Short task: Every line below is to be copied exactly, with the pictures left out.

Information supplied:
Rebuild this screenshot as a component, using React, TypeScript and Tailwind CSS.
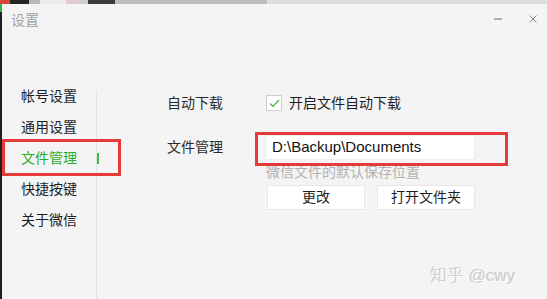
const font = { fontFamily: '"Liberation Sans", "Noto Sans CJK SC", sans-serif' };

const navItems = ["帐号设置", "通用设置", "文件管理", "快捷按键", "关于微信"];

export default function App() {
  return (
    <div
      className="relative flex h-[299px] w-[547px] flex-col overflow-hidden bg-[#f4f4f4]"
      style={font}
    >
      {/* strip of the window behind */}
      <div className="flex h-[4px] shrink-0">
        <div className="w-[10px] bg-[#d9443b]" />
        <div className="w-[19px] bg-[#232323]" />
        <div className="w-[11px] bg-[#b9b9b9]" />
        <div className="w-[26px] bg-[#ededed]" />
        <div className="w-[14px] bg-[#e4c9cf]" />
        <div className="w-[8px] bg-[#cfcfcf]" />
        <div className="w-[27px] bg-[#3a3a3a]" />
        <div className="w-[152px] bg-[#bdbdbd]" />
        <div className="flex-1 bg-[#dedede]" />
      </div>

      <div className="flex flex-1">
        <div className="flex w-[2px] flex-col bg-[#1f1f1f]">
          <div className="h-[8px] bg-[#2fb44a]" />
        </div>

        <div className="flex flex-1 flex-col">
          {/* header */}
          <div className="flex h-[77px] items-start justify-between">
            <div className="pl-[9px] pt-[6px] text-[14px] leading-[20px] text-[#a3a3a3]">
              设置
            </div>
            <div className="flex items-center gap-[27px] pr-[10px] pt-[10px]">
              <div className="h-[2px] w-[8px] bg-[#b0b0b0]" />
              <svg width="8" height="8" viewBox="0 0 8 8" className="mt-[1px]">
                <path d="M0.5 0.5 L7.5 7.5 M7.5 0.5 L0.5 7.5" stroke="#8a8a8a" strokeWidth="1" />
              </svg>
            </div>
          </div>

          {/* body */}
          <div className="flex flex-1">
            <div className="flex w-[94px] flex-col">
              {navItems.map((item) => (
                <div
                  key={item}
                  className={`relative flex h-[31px] items-center pl-[19px] text-[14px] ${
                    item === "文件管理" ? "text-[#2aae2a]" : "text-[#1e1e1e]"
                  }`}
                >
                  {item}
                  {item === "文件管理" && (
                    <div className="absolute right-[-3px] top-[10px] h-[11px] w-[2px] bg-[#3cc13c]" />
                  )}
                </div>
              ))}
            </div>
            <div className="mt-[9px] w-px bg-[#e2e2e2]" />

            <div className="flex flex-1 flex-col pl-[70px] pt-[10px]">
              <div className="flex h-[24px] items-center">
                <div className="w-[99px] text-[14px] text-[#2a2a2a]">自动下载</div>
                <div className="flex h-[16px] w-[16px] items-center justify-center border border-[#cfcfcf] bg-white">
                  <svg width="11" height="9" viewBox="0 0 11 9">
                    <path d="M1 4.5 L4 7.5 L10 1" fill="none" stroke="#3fb33f" strokeWidth="1.2" />
                  </svg>
                </div>
                <div className="ml-[7px] text-[14px] text-[#1e1e1e]">开启文件自动下载</div>
              </div>

              <div className="mt-[20px] flex h-[25px] items-center">
                <div className="w-[98px] text-[14px] text-[#2a2a2a]">文件管理</div>
                <div className="flex h-[25px] w-[210px] items-center border border-[#ededed] bg-white pl-[6px] text-[15px] text-[#111]">
                  D:\Backup\Documents
                </div>
              </div>

              <div className="ml-[99px] mt-[2px] text-[14px] leading-[20px] text-[#b2b2b2]">
                微信文件的默认保存位置
              </div>

              <div className="ml-[100px] mt-[3px] flex gap-[12px]">
                <div className="flex h-[25px] w-[98px] items-center justify-center border border-[#e6e6e6] bg-white text-[14px] text-[#1e1e1e]">
                  更改
                </div>
                <div className="flex h-[25px] w-[98px] items-center justify-center border border-[#e6e6e6] bg-white text-[14px] text-[#1e1e1e]">
                  打开文件夹
                </div>
              </div>
            </div>
          </div>
        </div>
      </div>

      {/* red annotations */}
      <div className="absolute left-[2px] top-[139px] h-[37px] w-[119px] border-[3px] border-[#e53a3a]" />
      <div className="absolute left-[255px] top-[132px] h-[34px] w-[253px] border-[3px] border-[#e53a3a]" />

      {/* watermark */}
      <div
        className="absolute left-[430px] top-[263px] text-[17px] font-light text-[#d2d2d2]"
        style={{ textShadow: "1px 1px 0 #ffffff, -0.5px -0.5px 0 #c4c4c4" }}
      >
        知乎 @cwy
      </div>
    </div>
  );
}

Response to the task:
Rebuild this screenshot as a component, using React, TypeScript and Tailwind CSS.
const font = { fontFamily: '"Liberation Sans", "Noto Sans CJK SC", sans-serif' };

const navItems = ["帐号设置", "通用设置", "文件管理", "快捷按键", "关于微信"];

export default function App() {
  return (
    <div
      className="relative flex h-[299px] w-[547px] flex-col overflow-hidden bg-[#f4f4f4]"
      style={font}
    >
      {/* strip of the window behind */}
      <div className="flex h-[4px] shrink-0">
        <div className="w-[10px] bg-[#d9443b]" />
        <div className="w-[19px] bg-[#232323]" />
        <div className="w-[11px] bg-[#b9b9b9]" />
        <div className="w-[26px] bg-[#ededed]" />
        <div className="w-[14px] bg-[#e4c9cf]" />
        <div className="w-[8px] bg-[#cfcfcf]" />
        <div className="w-[27px] bg-[#3a3a3a]" />
        <div className="w-[152px] bg-[#bdbdbd]" />
        <div className="flex-1 bg-[#dedede]" />
      </div>

      <div className="flex flex-1">
        <div className="flex w-[2px] flex-col bg-[#1f1f1f]">
          <div className="h-[8px] bg-[#2fb44a]" />
        </div>

        <div className="flex flex-1 flex-col">
          {/* header */}
          <div className="flex h-[77px] items-start justify-between">
            <div className="pl-[9px] pt-[6px] text-[14px] leading-[20px] text-[#a3a3a3]">
              设置
            </div>
            <div className="flex items-center gap-[27px] pr-[10px] pt-[10px]">
              <div className="h-[2px] w-[8px] bg-[#b0b0b0]" />
              <svg width="8" height="8" viewBox="0 0 8 8" className="mt-[1px]">
                <path d="M0.5 0.5 L7.5 7.5 M7.5 0.5 L0.5 7.5" stroke="#8a8a8a" strokeWidth="1" />
              </svg>
            </div>
          </div>

          {/* body */}
          <div className="flex flex-1">
            <div className="flex w-[94px] flex-col">
              {navItems.map((item) => (
                <div
                  key={item}
                  className={`relative flex h-[31px] items-center pl-[19px] text-[14px] ${
                    item === "文件管理" ? "text-[#2aae2a]" : "text-[#1e1e1e]"
                  }`}
                >
                  {item}
                  {item === "文件管理" && (
                    <div className="absolute right-[-3px] top-[10px] h-[11px] w-[2px] bg-[#3cc13c]" />
                  )}
                </div>
              ))}
            </div>
            <div className="mt-[9px] w-px bg-[#e2e2e2]" />

            <div className="flex flex-1 flex-col pl-[70px] pt-[10px]">
              <div className="flex h-[24px] items-center">
                <div className="w-[99px] text-[14px] text-[#2a2a2a]">自动下载</div>
                <div className="flex h-[16px] w-[16px] items-center justify-center border border-[#cfcfcf] bg-white">
                  <svg width="11" height="9" viewBox="0 0 11 9">
                    <path d="M1 4.5 L4 7.5 L10 1" fill="none" stroke="#3fb33f" strokeWidth="1.2" />
                  </svg>
                </div>
                <div className="ml-[7px] text-[14px] text-[#1e1e1e]">开启文件自动下载</div>
              </div>

              <div className="mt-[20px] flex h-[25px] items-center">
                <div className="w-[98px] text-[14px] text-[#2a2a2a]">文件管理</div>
                <div className="flex h-[25px] w-[210px] items-center border border-[#ededed] bg-white pl-[6px] text-[15px] text-[#111]">
                  D:\Backup\Documents
                </div>
              </div>

              <div className="ml-[99px] mt-[2px] text-[14px] leading-[20px] text-[#b2b2b2]">
                微信文件的默认保存位置
              </div>

              <div className="ml-[100px] mt-[3px] flex gap-[12px]">
                <div className="flex h-[25px] w-[98px] items-center justify-center border border-[#e6e6e6] bg-white text-[14px] text-[#1e1e1e]">
                  更改
                </div>
                <div className="flex h-[25px] w-[98px] items-center justify-center border border-[#e6e6e6] bg-white text-[14px] text-[#1e1e1e]">
                  打开文件夹
                </div>
              </div>
            </div>
          </div>
        </div>
      </div>

      {/* red annotations */}
      <div className="absolute left-[2px] top-[139px] h-[37px] w-[119px] border-[3px] border-[#e53a3a]" />
      <div className="absolute left-[255px] top-[132px] h-[34px] w-[253px] border-[3px] border-[#e53a3a]" />

      {/* watermark */}
      <div
        className="absolute left-[430px] top-[263px] text-[17px] font-light text-[#d2d2d2]"
        style={{ textShadow: "1px 1px 0 #ffffff, -0.5px -0.5px 0 #c4c4c4" }}
      >
        知乎 @cwy
      </div>
    </div>
  );
}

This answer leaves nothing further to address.